Reflections From A Lifelong Ski Enthusiast
Louise “Weezie” Johnston has always led an active life.
In addition to being a part of a regular tennis group, Johnston enjoys sailing, hiking, and gardening on most sunny days. In the winter, she loves to ski. Recently, Weezie, a new resident and former Trustee of The Hill at Whitemarsh, joined the Main Line Ski Club with a friend. Although she has yet to participate in their activities, she is looking forward to experiencing all that the club has to offer.
The Main Line Ski Club, founded in 1960 as a nonprofit to support the sport, organizes ski and social trips for its members. This winter, there have already been trips planned for downhill or cross-country skiing in Waterville Valley, New Hampshire, and St. Anton in Austria. There are several other ski clubs in the area as well, including the Philadelphia Ski Club and the Wissahickon Ski Club. And with the Pocono Mountains just a short drive away, Philadelphia-area skiers have plenty of options to go skiing this winter, whether locally, nationally, or internationally.

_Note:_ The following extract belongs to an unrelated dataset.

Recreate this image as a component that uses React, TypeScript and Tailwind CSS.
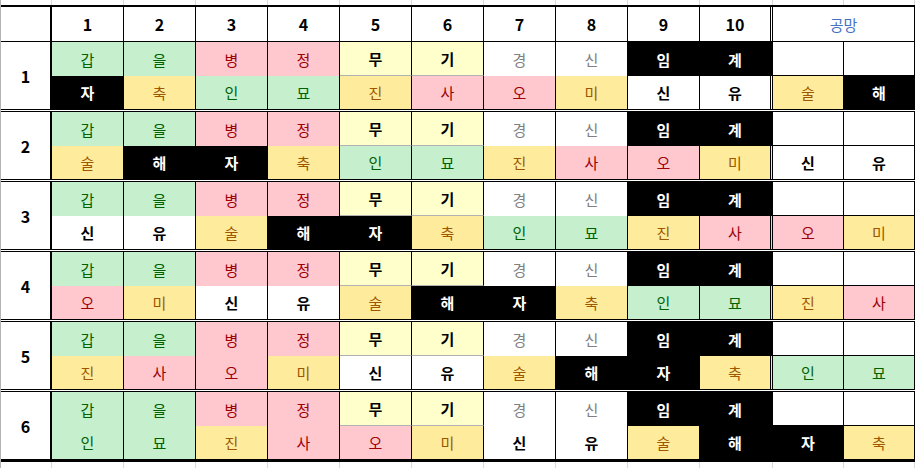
import React from "react";

type Tone = "green" | "pink" | "neutral" | "note" | "gray" | "black" | "plain" | "empty";

const toneClass: Record<Tone, string> = {
  green: "bg-[#c6efce] text-[#006100]",
  pink: "bg-[#ffc7ce] text-[#9c0006]",
  neutral: "bg-[#ffeb9c] text-[#9c5700]",
  note: "bg-[#ffffcc] text-black font-bold border-b border-b-[#b2b2b2]",
  gray: "bg-white text-[#808080]",
  black: "bg-black text-white font-bold",
  plain: "bg-white text-black font-bold",
  empty: "bg-white",
};

const stems: [string, Tone][] = [
  ["갑", "green"],
  ["을", "green"],
  ["병", "pink"],
  ["정", "pink"],
  ["무", "note"],
  ["기", "note"],
  ["경", "gray"],
  ["신", "gray"],
  ["임", "black"],
  ["계", "black"],
];

const branchTone: Record<string, Tone> = {
  자: "black",
  축: "neutral",
  인: "green",
  묘: "green",
  진: "neutral",
  사: "pink",
  오: "pink",
  미: "neutral",
  신: "plain",
  유: "plain",
  술: "neutral",
  해: "black",
};

const groups = [
  "자 축 인 묘 진 사 오 미 신 유 술 해",
  "술 해 자 축 인 묘 진 사 오 미 신 유",
  "신 유 술 해 자 축 인 묘 진 사 오 미",
  "오 미 신 유 술 해 자 축 인 묘 진 사",
  "진 사 오 미 신 유 술 해 자 축 인 묘",
  "인 묘 진 사 오 미 신 유 술 해 자 축",
].map((g) => g.split(" "));

// width + right border of each of the 12 data columns
const colClass = (i: number) =>
  i < 9
    ? "w-[72px] border-r border-r-black"
    : i === 9
    ? "w-[73px] border-r-[3px] border-double border-r-black"
    : "w-[71px] border-r border-r-black";

const faintCol = (i: number) =>
  i < 9 ? "w-[72px]" : i === 9 ? "w-[73px]" : "w-[71px]";

function FaintStrip({ h }: { h: string }) {
  return (
    <div className={`flex ${h}`}>
      <div className="w-[51px] border-r border-r-[#d9d9d9]" />
      {Array.from({ length: 12 }).map((_, i) => (
        <div key={i} className={`${faintCol(i)} border-r border-r-[#d9d9d9]`} />
      ))}
    </div>
  );
}

function Group({ n, branches, last }: { n: number; branches: string[]; last: boolean }) {
  return (
    <div
      className={`flex h-[70px] border-b-[3px] border-b-black ${
        last ? "border-solid" : "border-double"
      }`}
    >
      <div className="w-[51px] border-r-2 border-r-black flex items-center justify-center font-bold text-[16px]">
        {n}
      </div>
      <div className="flex flex-col">
        <div className="flex h-[34px]">
          {stems.map(([t, tone], i) => (
            <div
              key={i}
              className={`${colClass(i)} ${toneClass[tone]} flex items-center justify-center`}
            >
              {t}
            </div>
          ))}
          <div className={`${colClass(10)} bg-white border-b border-b-black`} />
          <div className={`${colClass(11)} bg-white border-b border-b-black`} />
        </div>
        <div className="flex h-[33px]">
          {branches.map((b, i) => (
            <div
              key={i}
              className={`${colClass(i)} ${toneClass[branchTone[b]]} flex items-center justify-center`}
            >
              {b}
            </div>
          ))}
        </div>
      </div>
    </div>
  );
}

export default function App() {
  return (
    <div className="w-[916px] h-[468px] overflow-hidden bg-white border-l border-l-[#b4b4b4] text-[15px] leading-none text-black font-['Malgun_Gothic','Noto_Sans_CJK_KR',sans-serif]">
      <FaintStrip h="h-[5px]" />
      <div className="w-[914px] border-t-2 border-t-black">
        <div className="flex h-[35px] border-b border-b-black">
          <div className="w-[51px] border-r-2 border-r-black" />
          {Array.from({ length: 10 }).map((_, i) => (
            <div key={i} className={`${colClass(i)} flex items-center justify-center font-bold text-[16px]`}>
              {i + 1}
            </div>
          ))}
          <div className="w-[142px] border-r border-r-black flex items-center justify-center text-[#4472c4]">
            공망
          </div>
        </div>
        {groups.map((g, i) => (
          <Group key={i} n={i + 1} branches={g} last={i === groups.length - 1} />
        ))}
      </div>
      <FaintStrip h="h-[8px]" />
    </div>
  );
}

“I started skiing when I was 6 years old,” says Johnston. “My mother’s family all love it. My grandmother gave me my first ski lesson on a golf course in Lake Placid, New York in 1947. I remember a very simple rope tow powered by a small engine of some sort, which pulled us up a fairly gentle slope. Great for real beginners like me, but the rope tow made me nervous. Once I got the hang of it, though, it was fun.”
The fact that ski equipment was pretty basic in the 1940s and ‘50s made it that much more impressive that Johnston not only learned how to ski, but also mastered the sport.
“Skis were wood with metal edges and had to be waxed every day,” recalls Johnston. “The boots were stiff leather blocks clamped to our skis. There were no safety bindings for years to come, and there were plenty of broken legs in those days. Skiers wore thin shell parkas over layers of sweaters, wool mittens got wet, and you shivered on lifts on your way uphill. Today’s equipment and clothing are truly miraculous.”
Despite the slight discomfort and sometimes undesirable conditions, Johnston continued to ski throughout her childhood, enjoying the activity with friends in college, and into her adult life. Always an intermediate-level skier, she’s skied all over the country, from Stowe and Sugar Bush in Vermont to Jackson Hole in Wyoming. On bitterly cold days, cross-country skiing was a great alternative to freezing on lifts.
“Cross-country skiing is a really nice activity,” says Johnston. “There’s less impact on the body and less risk, making it a good activity for older people. It’s fun, too. In fact, if we get enough snow this winter, I’d gladly try it here at The Hill!”
According to Johnston, the main benefits of skiing, both downhill and cross-country, include becoming totally absorbed in the activity itself, enjoying both the beautiful surroundings, and the company of family and friends.
“I’ve personally never enjoyed working out,” says Johnston. “But I like to keep moving. It’s wonderful that The Hill offers residents so many different ways to remain active. I am looking forward to exploring all The Hill has to offer, and to getting to share those activities with former and new friends.”